Bu başarısızlıkların üzerini örtmek, başkanlık sistemine geçmek için Erdoğan milletin önüne pembe hayaller koyuyordu. 2017 Referandumunda: “Bu döviz kuru filan, bunların hiçbirisi bizim geleceğimizi belirleyen şeyler değil. Bizim geleceğimizi, biz belirleyeceğiz. Siz bu kardeşinize yetkiyi verin, ondan sonra bu faizle şunla bunla nasıl uğraşılır göreceksiniz” dedi ve Türk milletinden her seferinde olduğu gibi bu defa da yetkiyi aldı.
Federasyon Çağrışımı yapan Konuşmalar
Cumhurbaşkanı R. Tayyip Erdoğan, 25 Ağustos 2025 tarihinde Malazgirt Zaferi için gittiği Ahlat’ta vatandaşlara hitaben yaptığı konuşmada: “Türk, Kürt, Arap Zaza, Laz, Çerkez hepimiz bu topraklarda biriz, beraberiz, kardeşiz. Biz hep birlikte Türkiye’yiz. Saflarımızı sıklaştıracağız. Hasımlarımızı rahatsız eden “Terörsüz Türkiye”ye doğru emin adımlarla ilerleyeceğiz. Son düzlüğe varmış bulunuyoruz. Rabbim birliğimizi, kardeşliğimizi daim eylesin.” Sözleriyle araya bir de Arapları sıkıştırdı.

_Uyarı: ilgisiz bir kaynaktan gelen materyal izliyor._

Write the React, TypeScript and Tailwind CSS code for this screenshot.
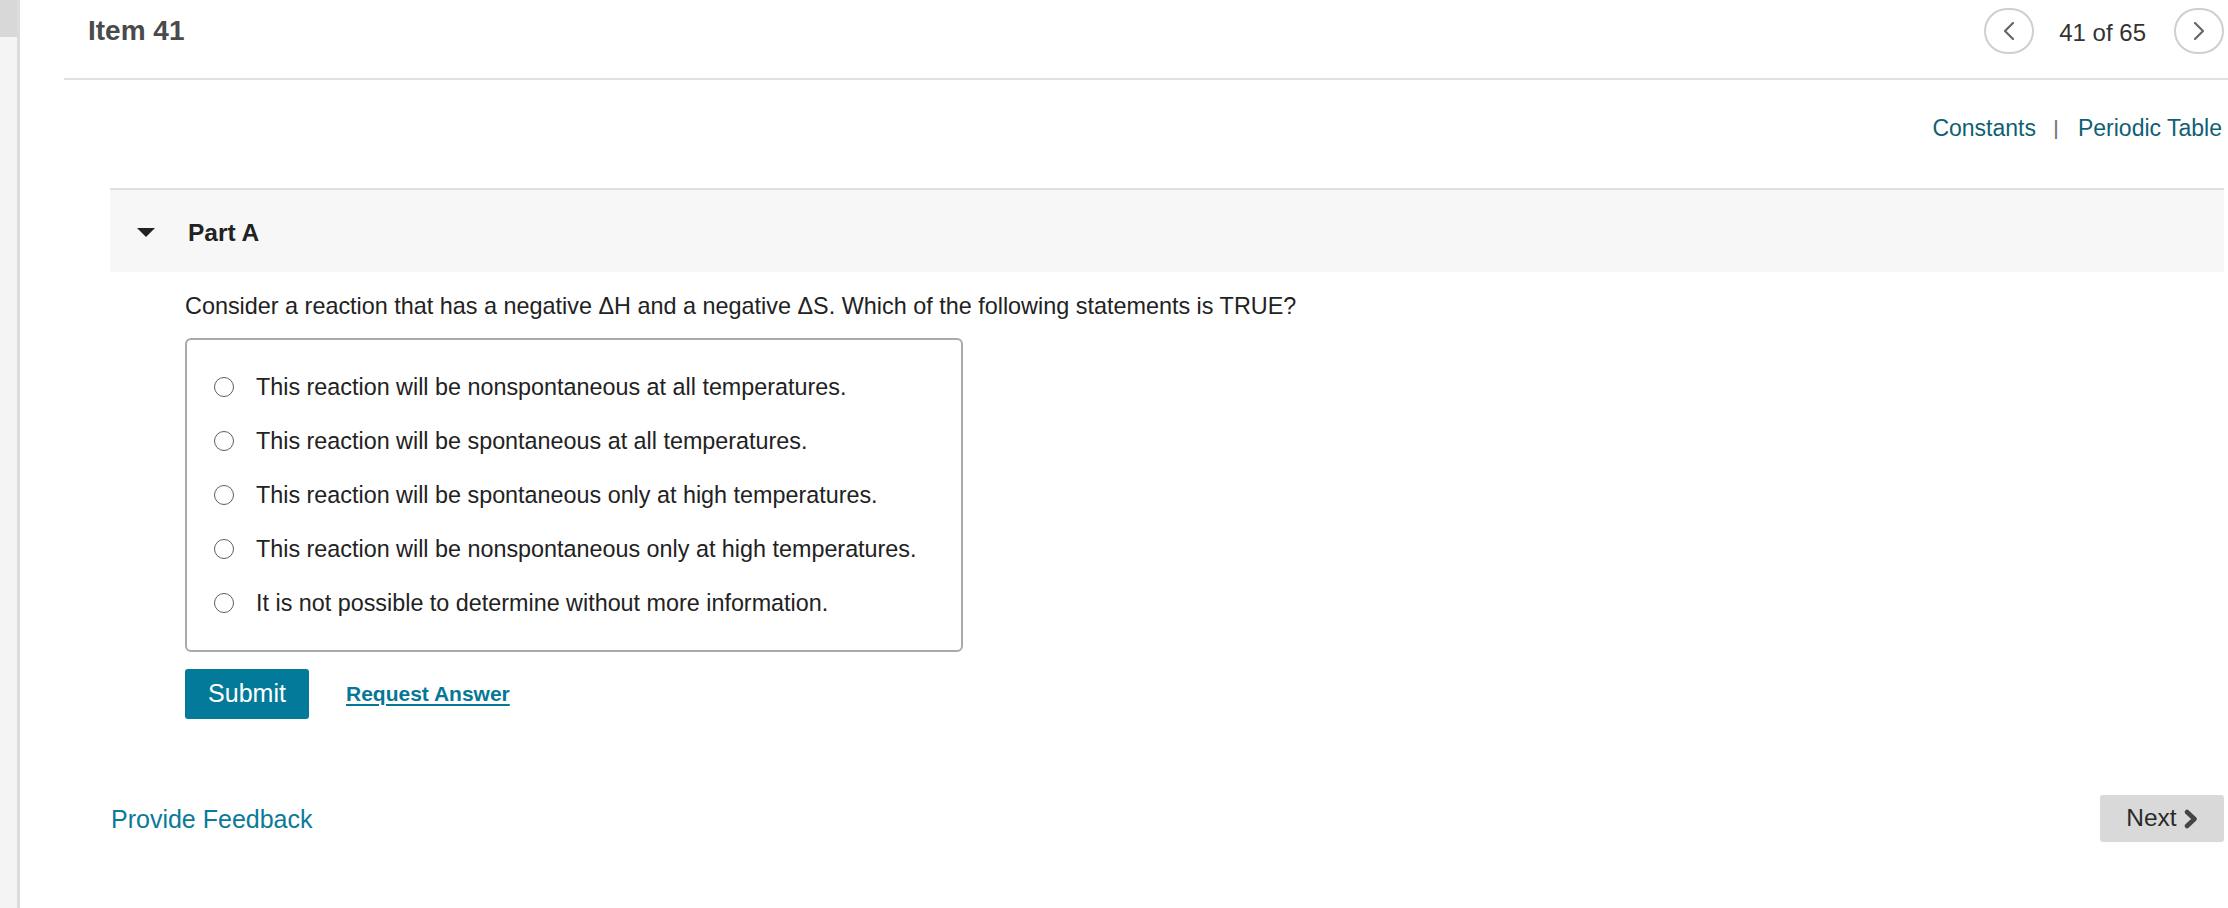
import React from "react";

const options = [
  "This reaction will be nonspontaneous at all temperatures.",
  "This reaction will be spontaneous at all temperatures.",
  "This reaction will be spontaneous only at high temperatures.",
  "This reaction will be nonspontaneous only at high temperatures.",
  "It is not possible to determine without more information.",
];

function Chevron({ dir }: { dir: "left" | "right" }) {
  return (
    <svg width="14" height="20" viewBox="0 0 14 20" fill="none">
      {dir === "left" ? (
        <polyline points="11,2 3,10 11,18" stroke="#666" strokeWidth="2.2" strokeLinecap="round" strokeLinejoin="round" />
      ) : (
        <polyline points="3,2 11,10 3,18" stroke="#666" strokeWidth="2.2" strokeLinecap="round" strokeLinejoin="round" />
      )}
    </svg>
  );
}

export default function App() {
  return (
    <div className="flex h-[908px] w-[2228px] bg-white font-['Liberation_Sans',Arial,sans-serif] overflow-hidden">
      {/* sidebar */}
      <div className="flex w-[20px] flex-col border-r-[3px] border-[#dcdcdc] bg-[#f4f4f4]">
        <div className="h-[37px] bg-[#d8d8d8]" />
      </div>

      <div className="flex flex-1 flex-col">
        {/* header */}
        <div className="ml-[44px] h-[80px] border-b-2 border-[#e0e0e0]">
          <div className="flex h-[62px] items-center justify-between pl-[24px] pr-[4px]">
            <div className="text-[28px] font-bold leading-[28px] text-[#4a4a4a]">Item 41</div>
            <div className="flex items-center">
              <div className="flex h-[46px] w-[50px] items-center justify-center rounded-full border-2 border-[#cfcfcf]">
                <Chevron dir="left" />
              </div>
              <div className="ml-[25px] mr-[28px] mt-[4px] text-[24px] leading-[24px] text-[#333]">41 of 65</div>
              <div className="flex h-[46px] w-[50px] items-center justify-center rounded-full border-2 border-[#cfcfcf]">
                <Chevron dir="right" />
              </div>
            </div>
          </div>
        </div>

        {/* links */}
        <div className="flex h-[108px] items-start justify-end pr-[6px] pt-[37px] text-[23px] leading-[23px]">
          <span className="text-[#0f5f75]">Constants</span>
          <span className="ml-[17px] mr-[19px] scale-y-90 text-[#777]">|</span>
          <span className="text-[#0f5f75]">Periodic Table</span>
        </div>

        {/* part section */}
        <div className="ml-[90px] mr-[4px] flex flex-col">
          <div className="border-t-2 border-[#e0e0e0]">
            <div className="flex h-[82px] items-center bg-[#f7f7f7] pl-[27px] pt-[3px]">
              <svg width="18" height="9" viewBox="0 0 18 9">
                <polygon points="0,0 18,0 9,9" fill="#222" />
              </svg>
              <span className="ml-[33px] text-[24.5px] font-bold leading-[24px] text-[#222]">Part A</span>
            </div>
          </div>

          <div className="pl-[75px]">
            <p className="mt-[22px] text-[23.4px] leading-[24px] text-[#222]">
              Consider a reaction that has a negative ΔH and a negative ΔS. Which of the following statements is TRUE?
            </p>

            <div className="mt-[20px] w-[778px] rounded-[6px] border-2 border-[#a9a9a9] py-[20px] pl-[27px]">
              {options.map((o) => (
                <div key={o} className="flex h-[54px] items-center">
                  <div className="h-[20px] w-[20px] rounded-full border-[1.5px] border-[#5f5f5f] bg-white" />
                  <span className="ml-[22px] text-[23.35px] leading-[24px] text-[#222]">{o}</span>
                </div>
              ))}
            </div>

            <div className="mt-[17px] flex items-center">
              <div className="flex h-[50px] w-[124px] items-center justify-center rounded-[3px] bg-[#037a99] text-[25px] text-white">
                Submit
              </div>
              <span className="ml-[37px] text-[21px] font-bold text-[#067796] underline underline-offset-[3px]">
                Request Answer
              </span>
            </div>
          </div>

          <div className="mt-[76px] flex h-[47px] items-center justify-between">
            <span className="ml-[1px] mt-[3px] text-[25px] text-[#0a7a98]">Provide Feedback</span>
            <div className="flex h-[47px] w-[124px] items-center justify-center rounded-[3px] bg-[#d9d9d9]">
              <span className="text-[24.5px] text-[#2a2a2a]">Next</span>
              <svg className="ml-[7px]" width="14" height="20" viewBox="0 0 14 20">
                <polyline points="3,3 10.5,10 3,17" fill="none" stroke="#444" strokeWidth="4.5" strokeLinecap="round" strokeLinejoin="round" />
              </svg>
            </div>
          </div>
        </div>
      </div>
    </div>
  );
}
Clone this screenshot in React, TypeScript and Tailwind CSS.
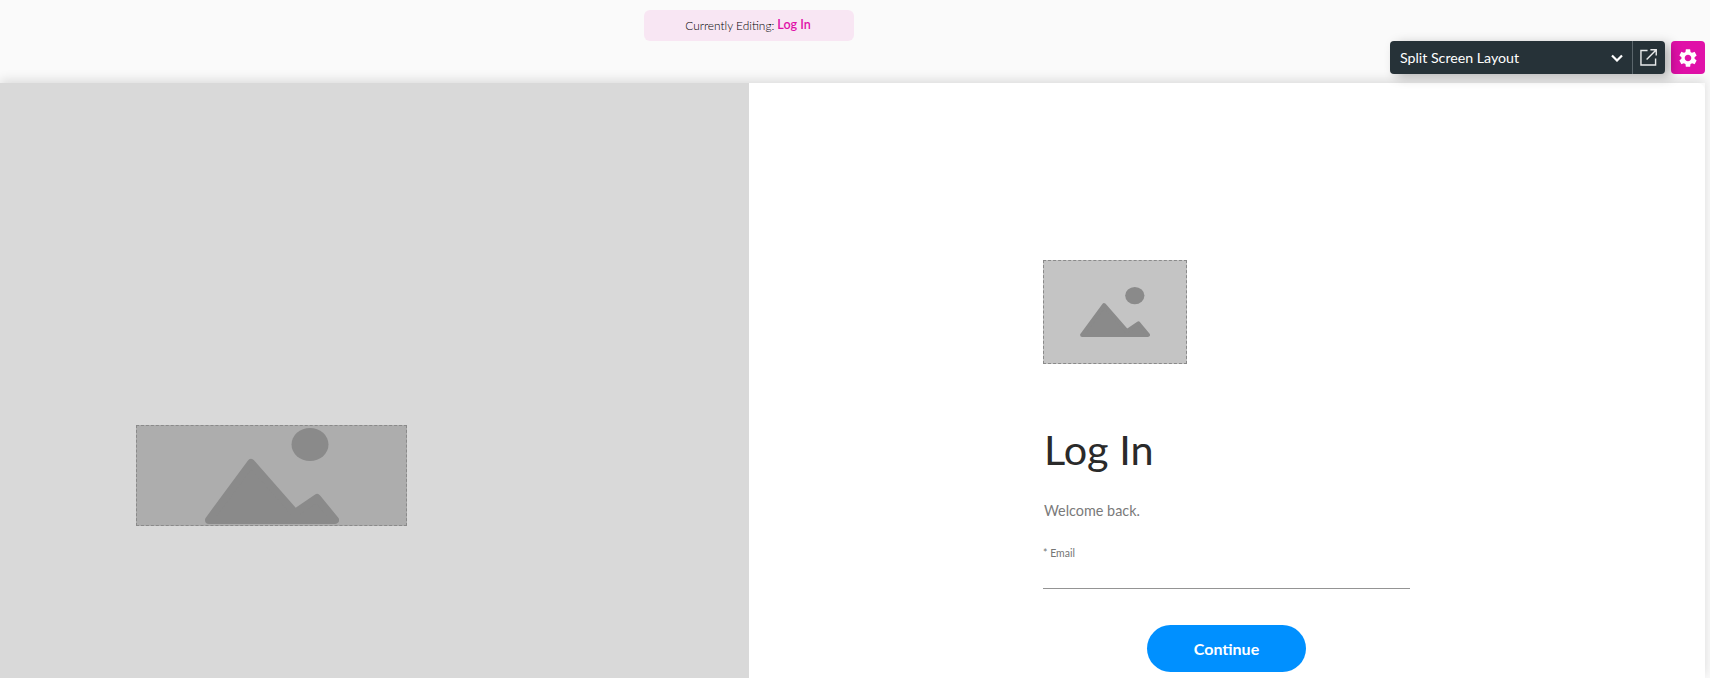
import React from "react";
import { MdSettings } from "react-icons/md";

const font = "font-['Lato','Noto_Sans',sans-serif]";

const PlaceholderIcon = ({ className }: { className: string }) => (
  <svg viewBox="0 0 134 96" className={className} fill="#8a8a8a">
    <ellipse cx="105" cy="16.5" rx="18.5" ry="16.5" />
    <path
      d="M4 92 L46 35 L90 85 L112 70 L130 92 Z"
      stroke="#8a8a8a"
      strokeWidth="8"
      strokeLinejoin="round"
    />
  </svg>
);

const Header = () => (
  <div className="flex h-[83px] shrink-0 items-start bg-[#fafafa]">
    <div className="mt-[10px] ml-[644px] flex h-[31px] w-[210px] items-center justify-center rounded-md bg-[#f8e6f3] pr-[2px] text-[11.9px] text-black">
      <span className="font-light">Currently Editing:</span>
      <span className="ml-[3px] text-[12.5px] font-semibold text-[#e010a8]">Log In</span>
    </div>
    <div className="mt-[41px] mr-[5px] ml-auto flex items-center gap-[6px]">
      <div className="relative z-10 flex h-[33px] w-[275px] items-center rounded bg-[#263238] pl-[10px] text-white shadow-[6px_3px_12px_rgba(0,0,0,0.28)]">
        <span className="flex-1 text-[14.2px]">Split Screen Layout</span>
        <svg viewBox="0 0 12 8" className="mr-[9px] h-[8px] w-[12px]" fill="none" stroke="white" strokeWidth="2.2">
          <path d="M1 1.5 L6 6.5 L11 1.5" />
        </svg>
        <div className="flex h-full w-[33px] items-center justify-center border-l border-[#5b666c]">
          <svg viewBox="0 0 18 18" className="-ml-[2px] h-[17px] w-[17px]" fill="none" stroke="#e8eaeb" strokeWidth="1.5">
            <path d="M8 1.5 H1 V17 H16.5 V10" />
            <path d="M7 11 L17 1 M11 0.8 H17.2 V7" />
          </svg>
        </div>
      </div>
      <div className="flex h-[33px] w-[34px] items-center justify-center rounded bg-[#e010a8] text-white">
        <MdSettings className="h-[22px] w-[22px]" />
      </div>
    </div>
  </div>
);

const App = () => (
  <div className={`flex h-[678px] flex-col overflow-hidden bg-[#fafafa] ${font}`}>
    <Header />
    <div className="mr-[5px] flex flex-1 shadow-[0_-3px_10px_rgba(0,0,0,0.12)]">
      <div className="w-[749px] bg-[#d9d9d9] pt-[342px] pl-[136px]">
        <div className="flex h-[101px] w-[271px] items-center justify-center border border-dashed border-[#8a8a8a] bg-[#adadad]">
          <PlaceholderIcon className="h-[96px] w-[134px]" />
        </div>
      </div>
      <div className="flex-1 rounded-tr-lg bg-white pt-[177px] pl-[294px]">
        <div className="w-[367px]">
          <div className="flex h-[104px] w-[144px] items-center justify-center border border-dashed border-[#8a8a8a] bg-[#c4c4c4]">
            <PlaceholderIcon className="h-[50px] w-[70px]" />
          </div>
          <h1 className="mt-[61px] ml-[1px] text-[41.4px] leading-[48px] text-[#2a2a2a]">Log In</h1>
          <p className="mt-[28px] ml-[1px] text-[14.4px] leading-[20px] text-[#7a7a7a]">Welcome back.</p>
          <label className="mt-[24px] block text-[10.5px] leading-[16px] text-[#757575]">* Email</label>
          <div className="mt-[27px] h-[1px] bg-[#949494]" />
          <div className="mt-[36px] flex justify-center">
            <button className="h-[47px] w-[159px] rounded-full bg-[#0090ff] text-[16px] font-bold text-white">
              Continue
            </button>
          </div>
        </div>
      </div>
    </div>
  </div>
);

export default App;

Bu sözler durup dururken rast gele söylenmiş sözler değildi tabii ki. Aynı zamanda ABD’nin Suriye özel temsilcisi olan ABD Ankara Büyükelçisi Tom Barrack, Türkiye’ye geldiğinden bu yana dolaylı olarak Türkiye’nin üniter yapısından rahatsızlığını dile getiriyor, alternatif yönetim şekillerinden bahsediyordu. Mesela: “İsrail, bölgede ulus devlet istemiyor“ ve “Sizin için en iyisi Osmanlı millet sistemi” önerisinde bulunuyordu.
Bir başka konuşmasında: “Sadece düşünün, Abraham Anlaşmalarını, bölgenin güçlü oyuncularından Türkiye’yi; ki Türkiye her geçen gün bölgedeki önemini artırıyor; birleştirdiğinizi... Ama sadece Türkiye değil; Arap olmayan nüfusu Müslüman ağırlıklı bir ülke olarak Türkiye, İsrail, Körfez, Suriye, Lübnan, Irak, Ürdün, kuzeye çıkın Azerbaycan, Ermenistan... Bunları birleştirdiğinizde dünyanın en güçlü bölgesi ortaya çıkar. Neden olmasın?”
İki ayrı kişinin farklı yer ve zamanda konuşmalarının aynı menzilde buluşmaları size de tuhaf gelmiyor mu?
Ortadoğu liderlerinin çabuk gaza gelmeleri bu bölgenin kaderi midir bilmiyorum ama ne yazık ki tarih hep öyle yazıyor.
Zordur bu coğrafyada lider olmak. Düşünsenize; tarih ve devlet bilgisinden yoksunsunuz, askerlik tecrübeniz yok, etrafınız dalkavuklarla çevrili, devletin bütün kurumları felce uğramış ve önünüze altın tepside Ortadoğu ve Kafkasların liderliği sunuluyor.
Irak lideri Saddam Hüseyin’i el altından pohpohlayıp, Kuveyt’in üzerine salan George Bush Irak devletinin bugün bu hale gelmesinin sebebidir.
Başbakan Turgut Özal’da 1. Körfez Savaşında: “Bir Koyup Üç Alacağız” hevesine kapılmıştı. George Bush tarafından federe devlete geçme koşuluyla Kerkük ve Musul Türk topraklarına katılacaktı. Devletin tecrübeli adamları ve kurumları buna engel oldular. Genel Kurmay Başkanı Orgeneral Necip Torumtay, o söylem üzerine görevinden istifa etti.
Ortadoğu’da önümüzdeki günler çok şeyin değişeceğine gebe, Devlet Bahçeli’nin deyimiyle inşallah Türkiye değişmez.